Your work should have a word count of between 2400 to 2600 words. The word count includes every word from Section 1 to Section 4 including any headings, quotations included in the body of the text, tables, and in-text citations. The word count does not include the title or the references list. Refer to the Psychology Handbook on the Psychology Undergraduate Programmes Homepage for details of the word count policy and penalties.
Your assessment will be marked against the following criteria:
Description of proposed intervention
Intervention is clearly outlined
Clear and comprehensive overview of proposed methodology
Clear and comprehensive overview of proposed analysis
Awareness of ethical issues and current codes of ethics and conduct
Develops a convincing argument to support the need for the intervention
Critically evaluates strengths/weaknesses of existing interventions, concisely and accurately
Provides a convincing rationale for the intervention design, content, implementation plan, and evaluation plan
Draws clear, sensible conclusions about the potential impact of the intervention
Written in a scientific style (accurate writing, structured and organised well, flows clearly from introduction to conclusion)
Good English language skills (spelling, punctuation, grammar)
Good academic conduct (including citations and referencing in APA Style)
The overall grade is based on a categorical marking scheme and is a matter of academic judgement, taking into account your performance across all of the criteria.
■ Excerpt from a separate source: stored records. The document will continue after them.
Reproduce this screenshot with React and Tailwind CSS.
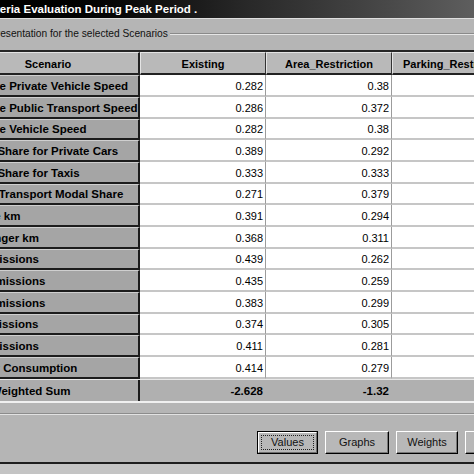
import React from "react";

const rows = [
  ["Average Private Vehicle Speed", "0.282", "0.38"],
  ["Average Public Transport Speed", "0.286", "0.372"],
  ["Average Vehicle Speed", "0.282", "0.38"],
  ["Modal Share for Private Cars", "0.389", "0.292"],
  ["Modal Share for Taxis", "0.333", "0.333"],
  ["Public Transport Modal Share", "0.271", "0.379"],
  ["Vehicle km", "0.391", "0.294"],
  ["Passenger km", "0.368", "0.311"],
  ["CO Emissions", "0.439", "0.262"],
  ["NOx Emissions", "0.435", "0.259"],
  ["CO2 Emissions", "0.383", "0.299"],
  ["HC Emissions", "0.374", "0.305"],
  ["PM Emissions", "0.411", "0.281"],
  ["Energy Consumption", "0.414", "0.279"],
];

const heights = ["h-[22px]", "h-[22px]", "h-[21px]"];

function Btn({ label, w, def }) {
  if (def) {
    return (
      <div className={`${w} h-[23px] border border-black bg-[#b8b8b8] shrink-0`}>
        <div className="w-full h-full border border-t-white border-l-white border-r-[#6e6e6e] border-b-[#6e6e6e] p-[2px]">
          <div className="w-full h-full border border-dotted border-[#222] flex items-center justify-center text-[11px] leading-none text-[#111]">
            {label}
          </div>
        </div>
      </div>
    );
  }
  return (
    <div
      className={`${w} h-[23px] shrink-0 bg-[#b8b8b8] border border-t-white border-l-white border-r-black border-b-black shadow-[inset_-1px_-1px_0_#777] flex items-center justify-center text-[11px] leading-none text-[#111]`}
    >
      {label}
    </div>
  );
}

export default function App() {
  return (
    <div className="w-[474px] h-[474px] overflow-hidden bg-[#b5b5b5] flex flex-col font-['Liberation_Sans',Arial,sans-serif] text-black">
      {/* title bar */}
      <div className="h-[18px] shrink-0 bg-linear-to-r from-black via-[#262626] to-[#5e5e5e] text-white font-bold text-[11.5px] leading-[18px] whitespace-nowrap overflow-hidden">
        <span className="inline-block -ml-[20px]">Criteria Evaluation During Peak Period .</span>
      </div>
      <div className="h-px shrink-0 bg-[#dedede]" />

      {/* group label */}
      <div className="h-[31px] shrink-0 flex items-start pt-[8px] overflow-hidden">
        <span className="text-[10.2px] leading-[13px] -ml-[10px] whitespace-nowrap shrink-0 text-[#111]">
          Presentation for the selected Scenarios
        </span>
        <div className="flex-1 mt-[6px] ml-[2px] h-[2px] border-t border-t-[#8a8a8a] border-b border-b-[#e6e6e6]" />
      </div>

      {/* grid */}
      <div className="-ml-[42px] w-[560px] shrink-0 flex flex-col border-t-2 border-t-[#262626]">
        {/* header */}
        <div className="h-[23px] flex text-[11px] font-bold">
          <div className="w-[182px] shrink-0 bg-[#b9b9b9] border-t border-t-[#e4e4e4] border-b-2 border-b-[#222] border-r-2 border-r-[#222] flex items-center justify-center pt-[2px]">
            Scenario
          </div>
          <div className="w-[126px] shrink-0 bg-[#b9b9b9] border-t border-t-[#e4e4e4] border-l border-l-[#e4e4e4] border-b-2 border-b-[#222] border-r border-r-[#333] flex items-center justify-center pt-[2px]">
            Existing
          </div>
          <div className="w-[126px] shrink-0 bg-[#b9b9b9] border-t border-t-[#e4e4e4] border-l border-l-[#e4e4e4] border-b-2 border-b-[#222] border-r border-r-[#333] flex items-center justify-center pt-[2px]">
            Area_Restriction
          </div>
          <div className="w-[126px] shrink-0 bg-[#b9b9b9] border-t border-t-[#e4e4e4] border-l border-l-[#e4e4e4] border-b-2 border-b-[#222] border-r border-r-[#333] flex items-center justify-center pt-[2px]">
            Parking_Restriction
          </div>
        </div>

        {rows.map((r, i) => (
          <div key={i} className={`${heights[i % 3]} flex`}>
            <div className="w-[182px] shrink-0 bg-[#a5a5a5] border-t border-t-[#cfcfcf] border-b-2 border-b-[#1c1c1c] border-r-2 border-r-[#1c1c1c] flex items-center pl-[3px] pt-[2px] text-[11.5px] font-bold whitespace-nowrap overflow-hidden">
              {r[0]}
            </div>
            <div className="w-[126px] shrink-0 bg-white border-b-2 border-b-[#c6c6c6] border-r border-r-[#9c9c9c] flex items-center justify-end pr-[2px] pt-[2px] text-[11px]">
              {r[1]}
            </div>
            <div className="w-[126px] shrink-0 bg-white border-b-2 border-b-[#c6c6c6] border-r border-r-[#9c9c9c] flex items-center justify-end pr-[2px] pt-[2px] text-[11px]">
              {r[2]}
            </div>
            <div className="w-[126px] shrink-0 bg-white border-b-2 border-b-[#c6c6c6] border-r border-r-[#9c9c9c]" />
          </div>
        ))}

        {/* weighted sum */}
        <div className="h-[24px] flex bg-[#b0b0b0] border-t border-t-[#e8e8e8] border-b-2 border-b-[#f0f0f0]">
          <div className="w-[182px] shrink-0 bg-[#ababab] border-r-2 border-r-[#1c1c1c] flex items-center pl-[3px] pt-[2px] text-[11.5px] font-bold whitespace-nowrap overflow-hidden">
            Total Weighted Sum
          </div>
          <div className="w-[126px] shrink-0 flex items-center justify-end pr-[3px] pt-[2px] text-[11.5px] font-bold">
            -2.628
          </div>
          <div className="w-[126px] shrink-0 flex items-center justify-end pr-[3px] pt-[2px] text-[11.5px] font-bold">
            -1.32
          </div>
          <div className="w-[126px] shrink-0" />
        </div>
      </div>

      {/* spacer + groove */}
      <div className="h-[10px] shrink-0" />
      <div className="h-[2px] shrink-0 border-t border-t-[#8c8c8c] border-b border-b-[#e2e2e2]" />

      {/* button panel */}
      <div className="h-[47px] shrink-0 flex items-start pt-[16px] pl-[257px] gap-[7px]">
        <Btn label="Values" w="w-[61px]" def />
        <Btn label="Graphs" w="w-[64px]" />
        <Btn label="Weights" w="w-[62px]" />
        <Btn label="Close" w="w-[62px]" />
      </div>
      <div className="h-[2px] shrink-0 bg-[#1e1e1e]" />
      <div className="flex-1 bg-[#c4c4c4]" />
    </div>
  );
}
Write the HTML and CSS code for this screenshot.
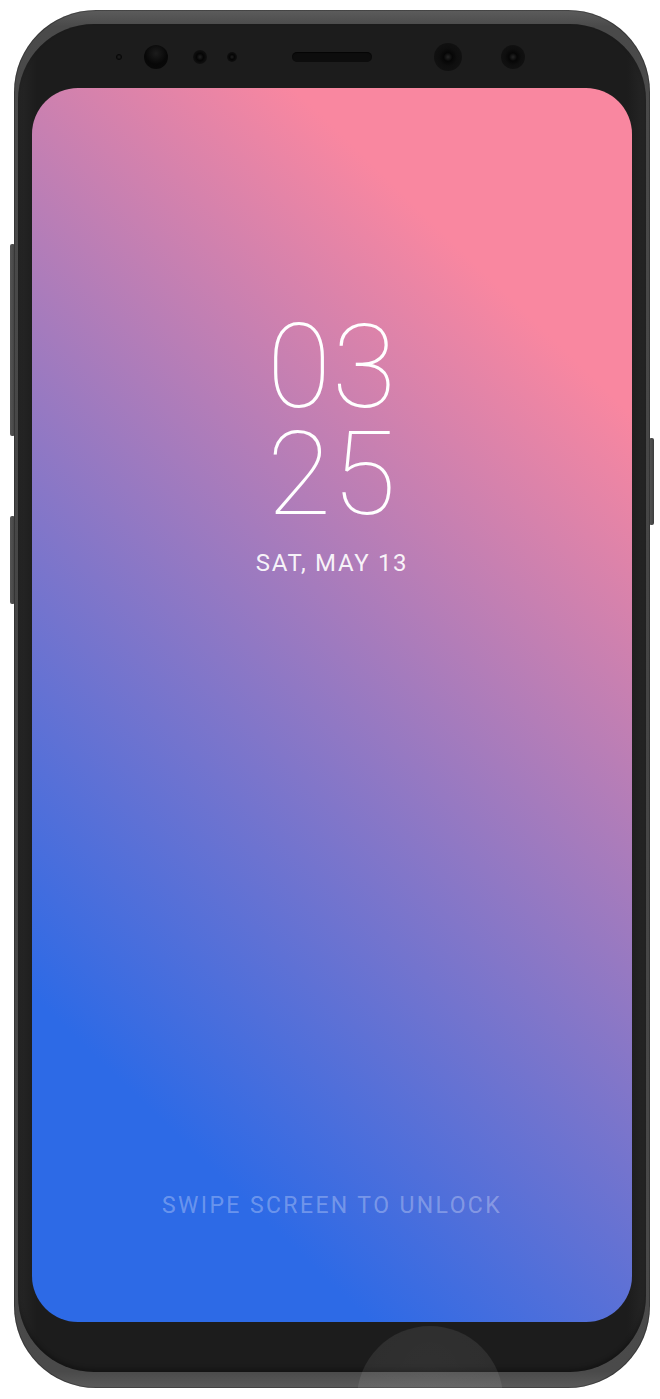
FILE: index.html
```html
<!DOCTYPE html>
<html>
<head>
<meta charset="utf-8">
<link rel="stylesheet" href="styles.css">
</head>
<body>
<div class="device">
  <div class="btn btn-l1"></div>
  <div class="btn btn-l2"></div>
  <div class="btn btn-r1"></div>
  <div class="phone">
    <div class="face">
      <div class="sensors">
        <span class="dot dot-a"></span>
        <span class="dot dot-cam"></span>
        <span class="dot dot-b"></span>
        <span class="dot dot-c"></span>
        <span class="speaker"></span>
        <span class="dot dot-d"></span>
        <span class="dot dot-e"></span>
      </div>
      <div class="screen">
        <div class="clock">
          <div class="time">03<br>25</div>
          <div class="date">SAT, MAY 13</div>
        </div>
        <div class="swipe">SWIPE SCREEN TO UNLOCK</div>
      </div>
    </div>
    <div class="home"></div>
  </div>
</div>
</body>
</html>
```

FILE: styles.css
```css
html, body {
  margin: 0;
  padding: 0;
  background: #ffffff;
}
body {
  width: 660px;
  height: 1399px;
  overflow: hidden;
  font-family: Roboto, "Liberation Sans", sans-serif;
}
.device {
  position: relative;
  width: 636px;
  height: 1378px;
  margin: 10px 0 0 14px;
}
.btn {
  position: absolute;
  width: 5px;
  background: linear-gradient(90deg, #555 0%, #4a4a4a 60%, #3c3c3c 100%);
  border-radius: 2px;
}
.btn-l1 { left: -4px; top: 234px; height: 192px; }
.btn-l2 { left: -4px; top: 506px; height: 88px; }
.btn-r1 { right: -4px; top: 428px; height: 87px; }
.phone {
  position: relative;
  width: 636px;
  height: 1378px;
  border-radius: 82px;
  background: linear-gradient(180deg, #5c5c5c 0%, #4a4a4a 1.2%, #454545 50%, #4a4a4a 98.8%, #5a5a5a 100%);
  box-shadow: inset 0 0 0 1px rgba(0,0,0,0.25);
  padding: 14px 4px 16px 4px;
  box-sizing: border-box;
  overflow: hidden;
}
.face {
  height: 100%;
  border-radius: 76px;
  background: linear-gradient(90deg, #262626 0%, #1c1c1c 3%, #1c1c1c 97%, #262626 100%);
  box-shadow: inset 0 -3px 4px rgba(0,0,0,0.3);
  display: flex;
  flex-direction: column;
  align-items: center;
}
.sensors {
  align-self: stretch;
  height: 64px;
  display: flex;
  align-items: center;
  padding-top: 2px;
  box-sizing: border-box;
}
.dot {
  display: block;
  border-radius: 50%;
  flex: none;
}
.dot-a { width: 6px; height: 6px; margin-left: 98px; background: radial-gradient(circle, #222 0%, #080808 60%, #141414 100%); }
.dot-cam { width: 24px; height: 24px; margin-left: 22px; background: radial-gradient(circle at 50% 35%, #1c1c1c 0%, #070707 55%, #0a0a0a 100%); }
.dot-b { width: 14px; height: 14px; margin-left: 25px; background: radial-gradient(circle, #202020 0%, #050505 35%, #0d0d0d 60%, #151515 100%); }
.dot-c { width: 10px; height: 10px; margin-left: 20px; background: radial-gradient(circle, #202020 0%, #050505 35%, #0d0d0d 60%, #151515 100%); }
.speaker {
  display: block;
  width: 80px;
  height: 10px;
  margin-left: 55px;
  border-radius: 5px;
  background: #0d0d0d;
  box-shadow: inset 0 1px 1px rgba(0,0,0,0.6);
  flex: none;
}
.dot-d { width: 28px; height: 28px; margin-left: 62px; background: radial-gradient(circle, #252525 0%, #060606 22%, #0e0e0e 45%, #121212 85%, #1a1a1a 100%); }
.dot-e { width: 24px; height: 24px; margin-left: 39px; background: radial-gradient(circle, #252525 0%, #060606 24%, #0e0e0e 48%, #121212 85%, #1a1a1a 100%); }
.screen {
  width: 600px;
  height: 1234px;
  border-radius: 46px;
  background: linear-gradient(44deg, #2d6ae6 18%, #f987a0 82%);
  display: flex;
  flex-direction: column;
  align-items: center;
  color: #ffffff;
}
.clock {
  margin-top: 226px;
  display: flex;
  flex-direction: column;
  align-items: center;
}
.time {
  font-family: Roboto, "Liberation Sans", sans-serif;
  font-weight: 100;
  font-size: 117px;
  line-height: 107px;
  letter-spacing: 1px;
  text-align: center;
  color: #ffffff;
}
.date {
  margin-top: 21px;
  font-size: 24px;
  line-height: 28px;
  letter-spacing: 1.7px;
  color: rgba(255,255,255,0.92);
}
.swipe {
  margin-top: auto;
  margin-bottom: 102px;
  font-size: 23px;
  line-height: 28px;
  letter-spacing: 2.4px;
  color: rgba(255,255,255,0.3);
}
.home {
  position: absolute;
  left: 343px;
  top: 1316px;
  width: 146px;
  height: 146px;
  border-radius: 50%;
  background: radial-gradient(circle at 50% 30%, rgba(255,255,255,0.09) 0%, rgba(255,255,255,0.08) 60%, rgba(255,255,255,0.07) 100%);
}
```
Refer to the Psychology Handbook for a description of the grade categories and the categorical marking scheme.
You must complete the assessment independently and with academic integrity. Academic integrity means acting with honesty to fulfil the requirements set for academic work. This includes always attributing and acknowledging sources, assistance with language correction and proofreading (whether informally or via a professional proofreading service), and by not relying on dishonest means to gain improper advantage.
Students are not permitted to get pre-submission assistance from another person (whether staff, another student or anyone else) to formulate a text, to adjust ideas, citations and referencing and/or improve the structure.
Academic misconduct includes poor academic practice, plagiarism, self-plagiarism, cheating, falsification, collusion and unethical conduct and other means of gaining an improper advantage. All suspected cases of academic misconduct will be investigated and penalties may be applied. Minor lapses in academic conduct and good practice will be penalised by a deduction in the mark (the exact deduction is based on academic judgement about the scale and importance of the lapses).
Refer to the Academic Misconduct Policy for further details about academic integrity and misconduct, including definitions and examples of academic misconduct and the potential penalties.
Student Attendance and Workload Obligations
General student attendance and workload obligations are explained in Section B3 of the Academic Regulations for Taught Programmes. Semester dates (including the May assessment period) are available here. Students are also expected to be available during July 2018 in the event of exam resits or second attempts at failed assignments. Do not book holidays during July 2018 until you are certain that you have no resits or second attempts. Holidays are not a valid extenuating circumstance.
There are no programme specific attendance requirements for this module.
Students who feel they have good cause for failing to meet attendance and/or workload requirements, for example due to personal or medical circumstances, may apply for extenuating circumstances to be taken into account and should refer to the University’s Extenuating Circumstances Policy for further details.